Quote the whole listing word for word. Do not include the pictures.

-- START OF EXERCISE MATERIALS --

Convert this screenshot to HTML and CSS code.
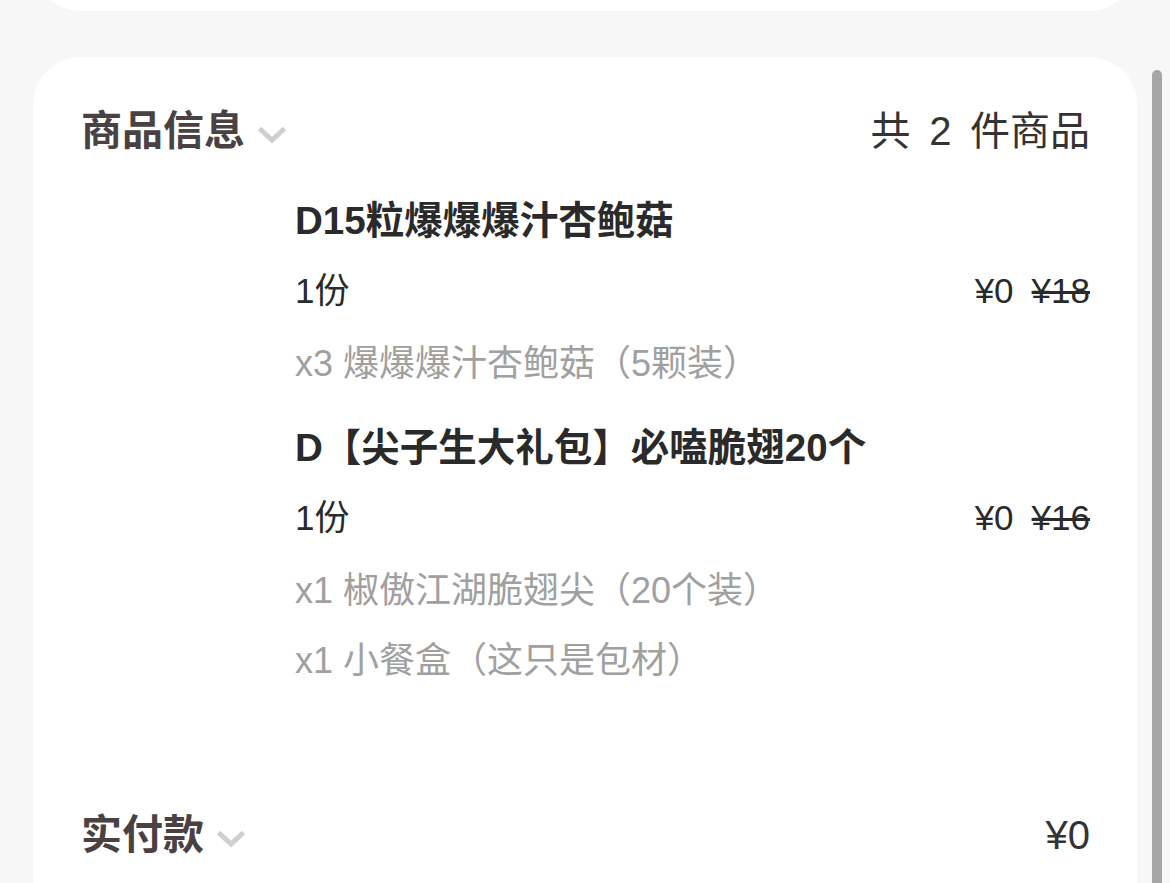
FILE: index.html
```html
<!DOCTYPE html>
<html lang="zh-CN">
<head>
<meta charset="utf-8">
<title>订单详情</title>
<link rel="stylesheet" href="styles.css">
</head>
<body>
<div class="page">
  <div class="top-card"></div>
  <section class="card">
    <div class="header">
      <div class="header-left">
        <span class="header-title">商品信息</span>
        <svg class="chevron" width="30" height="18" viewBox="0 0 30 18"><path d="M2.5 2.5 L15 14 L27.5 2.5" fill="none" stroke="#cfcfcf" stroke-width="5"/></svg>
      </div>
      <span class="count">共 2 件商品</span>
    </div>

    <div class="items">
      <div class="item">
        <div class="item-title">D15粒爆爆爆汁杏鲍菇</div>
        <div class="item-row">
          <span class="qty">1份</span>
          <span class="prices"><span class="price">¥0</span><span class="price old">¥18</span></span>
        </div>
        <div class="sub">x3 爆爆爆汁杏鲍菇（5颗装）</div>
      </div>
      <div class="item">
        <div class="item-title">D【尖子生大礼包】必嗑脆翅20个</div>
        <div class="item-row">
          <span class="qty">1份</span>
          <span class="prices"><span class="price">¥0</span><span class="price old">¥16</span></span>
        </div>
        <div class="sub">x1 椒傲江湖脆翅尖（20个装）</div>
        <div class="sub">x1 小餐盒（这只是包材）</div>
      </div>
    </div>

    <div class="header total">
      <div class="header-left">
        <span class="header-title">实付款</span>
        <svg class="chevron" width="30" height="18" viewBox="0 0 30 18"><path d="M2.5 2.5 L15 14 L27.5 2.5" fill="none" stroke="#cfcfcf" stroke-width="5"/></svg>
      </div>
      <span class="total-amount">¥0</span>
    </div>
  </section>
</div>
<div class="scroll-thumb"></div>
</body>
</html>
```

FILE: styles.css
```css
html, body {
  margin: 0;
  padding: 0;
  height: 883px;
  overflow: hidden;
  background: #f7f7f7;
  font-family: "Liberation Sans", "Noto Sans CJK SC", sans-serif;
}

.page {
  display: flex;
  flex-direction: column;
}

.top-card {
  height: 120px;
  margin: -109px 33px 0;
  background: #ffffff;
  border-radius: 48px;
}

.card {
  margin: 46px 33px 0;
  background: #ffffff;
  border-radius: 48px 48px 0 0;
  padding: 46px 47px 60px 48px;
  min-height: 700px;
}

.header {
  display: flex;
  justify-content: space-between;
  align-items: center;
  height: 56px;
}

.header-left {
  display: flex;
  align-items: center;
}

.header-title {
  font-size: 41px;
  font-weight: 700;
  color: #4a4242;
  line-height: 56px;
}

.chevron {
  margin-left: 12px;
  margin-top: 8px;
}

.count {
  font-size: 40px;
  color: #333333;
  word-spacing: 7.5px;
  line-height: 56px;
}

.items {
  margin: 27px 0 0 214px;
  display: flex;
  flex-direction: column;
  gap: 17px;
}

.item-title {
  font-size: 38.5px;
  font-weight: 700;
  color: #2a2a2a;
  line-height: 70px;
  height: 70px;
}

.item-row {
  display: flex;
  justify-content: space-between;
  align-items: baseline;
  height: 70px;
  line-height: 70px;
}

.qty {
  font-size: 35px;
  color: #2a2a2a;
}

.prices {
  display: flex;
  gap: 18px;
}

.price {
  font-size: 35px;
  color: #2a2a2a;
}

.price.old {
  text-decoration: line-through;
  text-decoration-thickness: 3px;
}

.sub {
  font-size: 36px;
  color: #a0a0a0;
  line-height: 64px;
  height: 64px;
  padding-top: 6px;
}

.total {
  margin-top: 114px;
}

.total-amount {
  font-size: 40px;
  color: #333333;
  line-height: 56px;
}

.scroll-thumb {
  position: fixed;
  left: 1152px;
  top: 70px;
  width: 10px;
  height: 830px;
  background: #a5a5a5;
  border-radius: 5px 5px 0 0;
}
```
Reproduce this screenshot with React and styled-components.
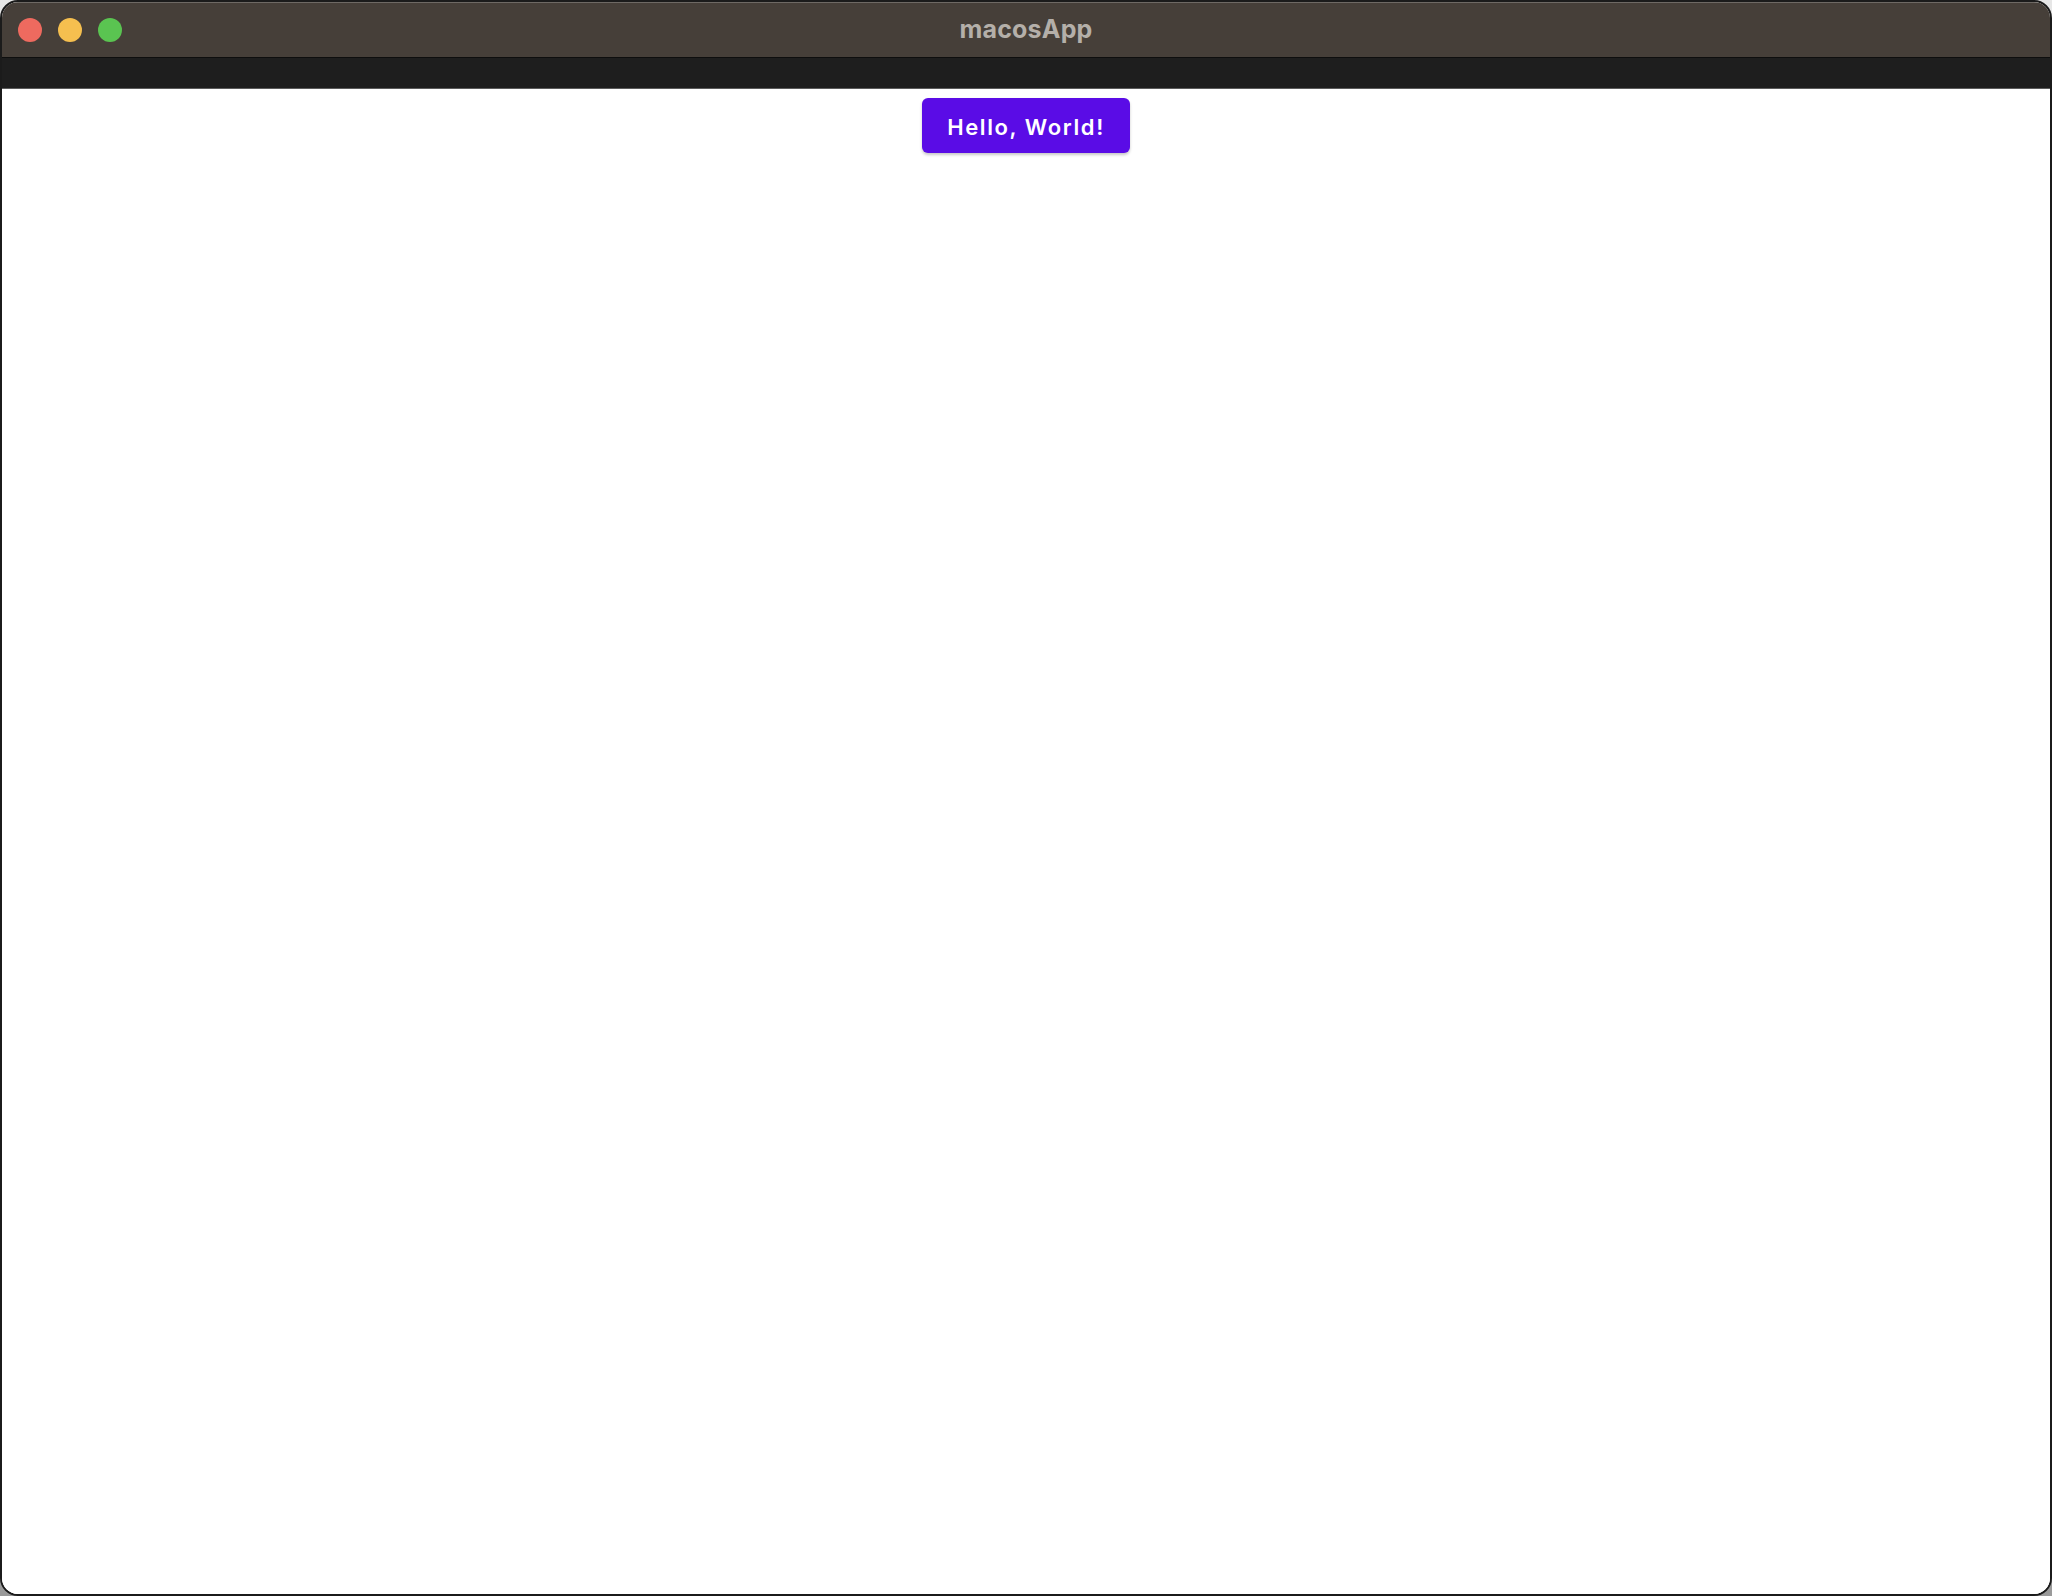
import React from "react";
import styled, { createGlobalStyle } from "styled-components";

const Global = createGlobalStyle`
  html, body {
    margin: 0;
    padding: 0;
    height: 100%;
  }
  body {
    background: linear-gradient(180deg, #e6e6e6 0%, #9a9a9a 100%);
    font-family: Inter, "Liberation Sans", sans-serif;
  }
  #root {
    height: 100%;
  }
`;

const Window = styled.div`
  box-sizing: border-box;
  height: 100vh;
  display: flex;
  flex-direction: column;
  border: 2px solid #1b1b1b;
  border-radius: 18px;
  overflow: hidden;
  background: #ffffff;
`;

const TitleBar = styled.div`
  box-sizing: border-box;
  height: 56px;
  flex: none;
  display: grid;
  grid-template-columns: 1fr auto 1fr;
  align-items: center;
  padding: 0 16px;
  background: #463f39;
  box-shadow: inset 0 1px 0 rgba(255, 255, 255, 0.22);
  border-bottom: 1px solid #0e0e0e;
`;

const Lights = styled.div`
  display: flex;
  gap: 16px;
  align-items: center;
`;

const Light = styled.span`
  width: 24px;
  height: 24px;
  border-radius: 50%;
  background: ${(p) => p.$color};
`;

const Title = styled.div`
  font-family: Inter, "Liberation Sans", sans-serif;
  font-weight: 700;
  font-size: 25px;
  color: #b4afa9;
  letter-spacing: 0.2px;
  padding-bottom: 2px;
`;

const Toolbar = styled.div`
  box-sizing: border-box;
  height: 31px;
  flex: none;
  background: #1e1e1e;
  border-bottom: 1px solid #5c5c5c;
`;

const Content = styled.div`
  flex: 1;
  display: flex;
  flex-direction: column;
  align-items: center;
  padding-top: 9px;
  background: #ffffff;
`;

const Button = styled.button`
  box-sizing: border-box;
  width: 208px;
  height: 55px;
  padding: 3px 0 0;
  border: none;
  border-radius: 6px;
  background: #5a0ce6;
  color: #ffffff;
  font-family: Inter, "Liberation Sans", sans-serif;
  font-weight: 600;
  font-size: 22px;
  letter-spacing: 1.6px;
  box-shadow: 0 2px 3px rgba(0, 0, 0, 0.22);
  cursor: pointer;
`;

export default function App() {
  return (
    <>
      <Global />
      <Window>
        <TitleBar>
          <Lights>
            <Light $color="#ee6a5f" />
            <Light $color="#f5bf4f" />
            <Light $color="#5ac451" />
          </Lights>
          <Title>macosApp</Title>
          <div />
        </TitleBar>
        <Toolbar />
        <Content>
          <Button>Hello, World!</Button>
        </Content>
      </Window>
    </>
  );
}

-- END OF EXERCISE MATERIALS --

FINAL RESULT:
Convert this screenshot to HTML and CSS code.
FILE: index.html
```html
<!DOCTYPE html>
<html lang="zh-CN">
<head>
<meta charset="utf-8">
<title>订单详情</title>
<link rel="stylesheet" href="styles.css">
</head>
<body>
<div class="page">
  <div class="top-card"></div>
  <section class="card">
    <div class="header">
      <div class="header-left">
        <span class="header-title">商品信息</span>
        <svg class="chevron" width="30" height="18" viewBox="0 0 30 18"><path d="M2.5 2.5 L15 14 L27.5 2.5" fill="none" stroke="#cfcfcf" stroke-width="5"/></svg>
      </div>
      <span class="count">共 2 件商品</span>
    </div>

    <div class="items">
      <div class="item">
        <div class="item-title">D15粒爆爆爆汁杏鲍菇</div>
        <div class="item-row">
          <span class="qty">1份</span>
          <span class="prices"><span class="price">¥0</span><span class="price old">¥18</span></span>
        </div>
        <div class="sub">x3 爆爆爆汁杏鲍菇（5颗装）</div>
      </div>
      <div class="item">
        <div class="item-title">D【尖子生大礼包】必嗑脆翅20个</div>
        <div class="item-row">
          <span class="qty">1份</span>
          <span class="prices"><span class="price">¥0</span><span class="price old">¥16</span></span>
        </div>
        <div class="sub">x1 椒傲江湖脆翅尖（20个装）</div>
        <div class="sub">x1 小餐盒（这只是包材）</div>
      </div>
    </div>

    <div class="header total">
      <div class="header-left">
        <span class="header-title">实付款</span>
        <svg class="chevron" width="30" height="18" viewBox="0 0 30 18"><path d="M2.5 2.5 L15 14 L27.5 2.5" fill="none" stroke="#cfcfcf" stroke-width="5"/></svg>
      </div>
      <span class="total-amount">¥0</span>
    </div>
  </section>
</div>
<div class="scroll-thumb"></div>
</body>
</html>
```

FILE: styles.css
```css
html, body {
  margin: 0;
  padding: 0;
  height: 883px;
  overflow: hidden;
  background: #f7f7f7;
  font-family: "Liberation Sans", "Noto Sans CJK SC", sans-serif;
}

.page {
  display: flex;
  flex-direction: column;
}

.top-card {
  height: 120px;
  margin: -109px 33px 0;
  background: #ffffff;
  border-radius: 48px;
}

.card {
  margin: 46px 33px 0;
  background: #ffffff;
  border-radius: 48px 48px 0 0;
  padding: 46px 47px 60px 48px;
  min-height: 700px;
}

.header {
  display: flex;
  justify-content: space-between;
  align-items: center;
  height: 56px;
}

.header-left {
  display: flex;
  align-items: center;
}

.header-title {
  font-size: 41px;
  font-weight: 700;
  color: #4a4242;
  line-height: 56px;
}

.chevron {
  margin-left: 12px;
  margin-top: 8px;
}

.count {
  font-size: 40px;
  color: #333333;
  word-spacing: 7.5px;
  line-height: 56px;
}

.items {
  margin: 27px 0 0 214px;
  display: flex;
  flex-direction: column;
  gap: 17px;
}

.item-title {
  font-size: 38.5px;
  font-weight: 700;
  color: #2a2a2a;
  line-height: 70px;
  height: 70px;
}

.item-row {
  display: flex;
  justify-content: space-between;
  align-items: baseline;
  height: 70px;
  line-height: 70px;
}

.qty {
  font-size: 35px;
  color: #2a2a2a;
}

.prices {
  display: flex;
  gap: 18px;
}

.price {
  font-size: 35px;
  color: #2a2a2a;
}

.price.old {
  text-decoration: line-through;
  text-decoration-thickness: 3px;
}

.sub {
  font-size: 36px;
  color: #a0a0a0;
  line-height: 64px;
  height: 64px;
  padding-top: 6px;
}

.total {
  margin-top: 114px;
}

.total-amount {
  font-size: 40px;
  color: #333333;
  line-height: 56px;
}

.scroll-thumb {
  position: fixed;
  left: 1152px;
  top: 70px;
  width: 10px;
  height: 830px;
  background: #a5a5a5;
  border-radius: 5px 5px 0 0;
}
```
Reproduce this screenshot with React and styled-components.
import React from "react";
import styled, { createGlobalStyle } from "styled-components";

const Global = createGlobalStyle`
  html, body {
    margin: 0;
    padding: 0;
    height: 100%;
  }
  body {
    background: linear-gradient(180deg, #e6e6e6 0%, #9a9a9a 100%);
    font-family: Inter, "Liberation Sans", sans-serif;
  }
  #root {
    height: 100%;
  }
`;

const Window = styled.div`
  box-sizing: border-box;
  height: 100vh;
  display: flex;
  flex-direction: column;
  border: 2px solid #1b1b1b;
  border-radius: 18px;
  overflow: hidden;
  background: #ffffff;
`;

const TitleBar = styled.div`
  box-sizing: border-box;
  height: 56px;
  flex: none;
  display: grid;
  grid-template-columns: 1fr auto 1fr;
  align-items: center;
  padding: 0 16px;
  background: #463f39;
  box-shadow: inset 0 1px 0 rgba(255, 255, 255, 0.22);
  border-bottom: 1px solid #0e0e0e;
`;

const Lights = styled.div`
  display: flex;
  gap: 16px;
  align-items: center;
`;

const Light = styled.span`
  width: 24px;
  height: 24px;
  border-radius: 50%;
  background: ${(p) => p.$color};
`;

const Title = styled.div`
  font-family: Inter, "Liberation Sans", sans-serif;
  font-weight: 700;
  font-size: 25px;
  color: #b4afa9;
  letter-spacing: 0.2px;
  padding-bottom: 2px;
`;

const Toolbar = styled.div`
  box-sizing: border-box;
  height: 31px;
  flex: none;
  background: #1e1e1e;
  border-bottom: 1px solid #5c5c5c;
`;

const Content = styled.div`
  flex: 1;
  display: flex;
  flex-direction: column;
  align-items: center;
  padding-top: 9px;
  background: #ffffff;
`;

const Button = styled.button`
  box-sizing: border-box;
  width: 208px;
  height: 55px;
  padding: 3px 0 0;
  border: none;
  border-radius: 6px;
  background: #5a0ce6;
  color: #ffffff;
  font-family: Inter, "Liberation Sans", sans-serif;
  font-weight: 600;
  font-size: 22px;
  letter-spacing: 1.6px;
  box-shadow: 0 2px 3px rgba(0, 0, 0, 0.22);
  cursor: pointer;
`;

export default function App() {
  return (
    <>
      <Global />
      <Window>
        <TitleBar>
          <Lights>
            <Light $color="#ee6a5f" />
            <Light $color="#f5bf4f" />
            <Light $color="#5ac451" />
          </Lights>
          <Title>macosApp</Title>
          <div />
        </TitleBar>
        <Toolbar />
        <Content>
          <Button>Hello, World!</Button>
        </Content>
      </Window>
    </>
  );
}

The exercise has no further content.